However, my parents on the other hand were and are babyboomers through-and-through. Born in '52 and '50. From the post above, I've gotta say much of that describes what I've learned from them over the years and what lessons they had to teach from both their own subjective experience and my own view from growing during a time where digital content was rapidly changing the world around my young mind. Though they too reigned from working class families such as farmers, salt miners and a few military men as I have molded into. I've heard about how life was back then and how terrible the recession of the '80's was before the wall came down and the cold war ended; but that was once again only a variable in the entire system created.
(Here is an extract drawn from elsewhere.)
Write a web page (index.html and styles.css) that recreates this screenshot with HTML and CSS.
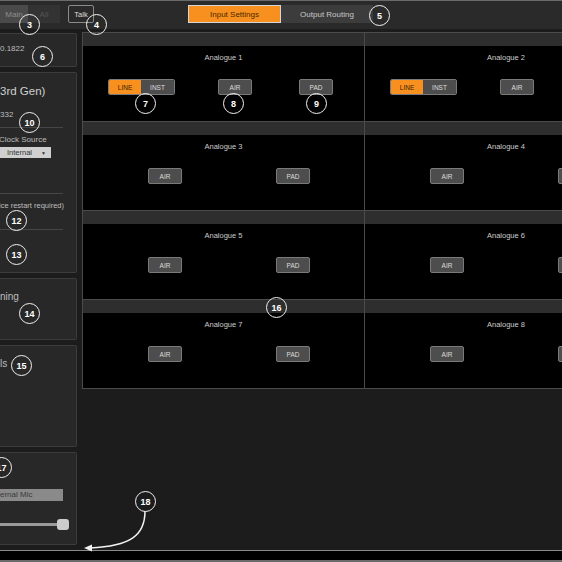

When it comes to money however, I'm not particularly worried whether or not that is going to be the downfall of life as we know it; but rather, those who possess money when it becomes irrelevant will comes to the sudden realization money doesn't have much of a nutritional value. I say this, because now just about anyone with a backyard is free to practice agriculture on the smallest scale but be able to save themselves from the capitalist system in a small way while at the same time, setting an example. But instead, many of us have become lazy and are either becoming shallow nihilists, physically incapable or just plain dumb. The freeflow of information, though it keeps freedom to the masses has crippled the masses as well with repeated messages of what you should be, what you should do... so on and so forth. But I think I may be getting a bit off topic.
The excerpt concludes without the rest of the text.